## Supplied material

▼

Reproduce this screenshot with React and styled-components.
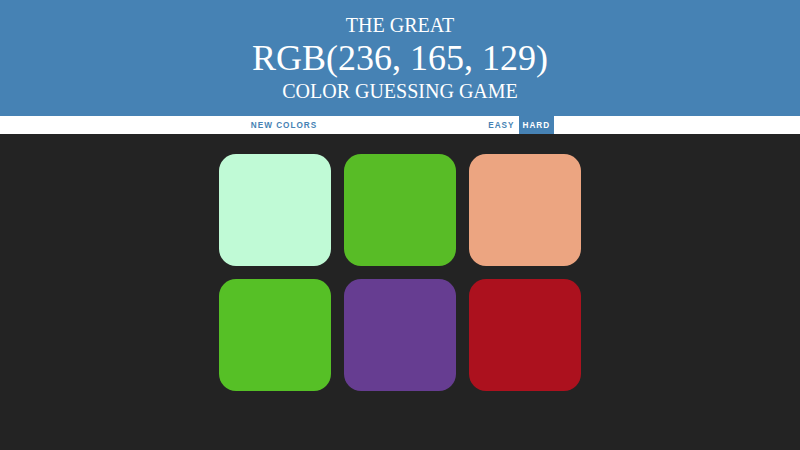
import React, { useState } from "react";
import styled, { createGlobalStyle } from "styled-components";

const GlobalStyle = createGlobalStyle`
  html, body {
    margin: 0;
    padding: 0;
    background: #232323;
    font-family: "Liberation Sans", Arial, sans-serif;
  }
`;

const Header = styled.h1`
  margin: 0;
  padding: 13px 0 11px;
  background: #4682b4;
  color: #ffffff;
  text-align: center;
  font-family: "Liberation Serif", "Times New Roman", serif;
  font-weight: normal;
`;

const HeadLine = styled.span`
  display: block;
  font-size: ${(p) => p.$size}px;
  line-height: ${(p) => p.$lh}px;
`;

const Stripe = styled.div`
  height: 18px;
  background: #ffffff;
  display: flex;
  justify-content: center;
  align-items: stretch;
`;

const StripeButton = styled.button`
  border: none;
  margin: 0;
  height: 100%;
  padding: 0 ${(p) => p.$pad}px;
  background: ${(p) => (p.$selected ? "#4682b4" : "transparent")};
  color: ${(p) => (p.$selected ? "#ffffff" : "#4682b4")};
  font-family: "Liberation Sans", Arial, sans-serif;
  font-size: 8.2px;
  font-weight: 700;
  letter-spacing: 1px;
  text-transform: uppercase;
  cursor: pointer;
`;

const Message = styled.span`
  display: inline-block;
  width: 162px;
`;

const Board = styled.div`
  width: 362.5px;
  margin: 0 auto;
  padding-top: 19.5px;
  display: grid;
  grid-template-columns: repeat(3, 112.5px);
  gap: 12.5px;
`;

const Square = styled.div`
  width: 112.5px;
  height: 112.5px;
  border-radius: 17px;
  background: ${(p) => p.$color};
`;

const colors = [
  "rgb(192, 250, 214)",
  "rgb(88, 188, 38)",
  "rgb(236, 165, 129)",
  "rgb(86, 192, 38)",
  "rgb(102, 61, 145)",
  "rgb(172, 17, 30)",
];

export default function App() {
  const [mode, setMode] = useState("hard");
  return (
    <>
      <GlobalStyle />
      <Header>
        <HeadLine $size={20} $lh={25}>THE GREAT</HeadLine>
        <HeadLine $size={36} $lh={40}>RGB(236, 165, 129)</HeadLine>
        <HeadLine $size={20} $lh={27}>COLOR GUESSING GAME</HeadLine>
      </Header>
      <Stripe>
        <StripeButton $pad={5}>New Colors</StripeButton>
        <Message />
        <StripeButton $pad={4} $selected={mode === "easy"} onClick={() => setMode("easy")}>
          Easy
        </StripeButton>
        <StripeButton $pad={4} $selected={mode === "hard"} onClick={() => setMode("hard")}>
          Hard
        </StripeButton>
      </Stripe>
      <Board>
        {colors.map((c, i) => (
          <Square key={i} $color={c} />
        ))}
      </Board>
    </>
  );
}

▲

## Exercise task
Transcribe the full listing above exactly as it stands, minus the pictures.

## Answer in full
Reproduce this screenshot with React and styled-components.
import React, { useState } from "react";
import styled, { createGlobalStyle } from "styled-components";

const GlobalStyle = createGlobalStyle`
  html, body {
    margin: 0;
    padding: 0;
    background: #232323;
    font-family: "Liberation Sans", Arial, sans-serif;
  }
`;

const Header = styled.h1`
  margin: 0;
  padding: 13px 0 11px;
  background: #4682b4;
  color: #ffffff;
  text-align: center;
  font-family: "Liberation Serif", "Times New Roman", serif;
  font-weight: normal;
`;

const HeadLine = styled.span`
  display: block;
  font-size: ${(p) => p.$size}px;
  line-height: ${(p) => p.$lh}px;
`;

const Stripe = styled.div`
  height: 18px;
  background: #ffffff;
  display: flex;
  justify-content: center;
  align-items: stretch;
`;

const StripeButton = styled.button`
  border: none;
  margin: 0;
  height: 100%;
  padding: 0 ${(p) => p.$pad}px;
  background: ${(p) => (p.$selected ? "#4682b4" : "transparent")};
  color: ${(p) => (p.$selected ? "#ffffff" : "#4682b4")};
  font-family: "Liberation Sans", Arial, sans-serif;
  font-size: 8.2px;
  font-weight: 700;
  letter-spacing: 1px;
  text-transform: uppercase;
  cursor: pointer;
`;

const Message = styled.span`
  display: inline-block;
  width: 162px;
`;

const Board = styled.div`
  width: 362.5px;
  margin: 0 auto;
  padding-top: 19.5px;
  display: grid;
  grid-template-columns: repeat(3, 112.5px);
  gap: 12.5px;
`;

const Square = styled.div`
  width: 112.5px;
  height: 112.5px;
  border-radius: 17px;
  background: ${(p) => p.$color};
`;

const colors = [
  "rgb(192, 250, 214)",
  "rgb(88, 188, 38)",
  "rgb(236, 165, 129)",
  "rgb(86, 192, 38)",
  "rgb(102, 61, 145)",
  "rgb(172, 17, 30)",
];

export default function App() {
  const [mode, setMode] = useState("hard");
  return (
    <>
      <GlobalStyle />
      <Header>
        <HeadLine $size={20} $lh={25}>THE GREAT</HeadLine>
        <HeadLine $size={36} $lh={40}>RGB(236, 165, 129)</HeadLine>
        <HeadLine $size={20} $lh={27}>COLOR GUESSING GAME</HeadLine>
      </Header>
      <Stripe>
        <StripeButton $pad={5}>New Colors</StripeButton>
        <Message />
        <StripeButton $pad={4} $selected={mode === "easy"} onClick={() => setMode("easy")}>
          Easy
        </StripeButton>
        <StripeButton $pad={4} $selected={mode === "hard"} onClick={() => setMode("hard")}>
          Hard
        </StripeButton>
      </Stripe>
      <Board>
        {colors.map((c, i) => (
          <Square key={i} $color={c} />
        ))}
      </Board>
    </>
  );
}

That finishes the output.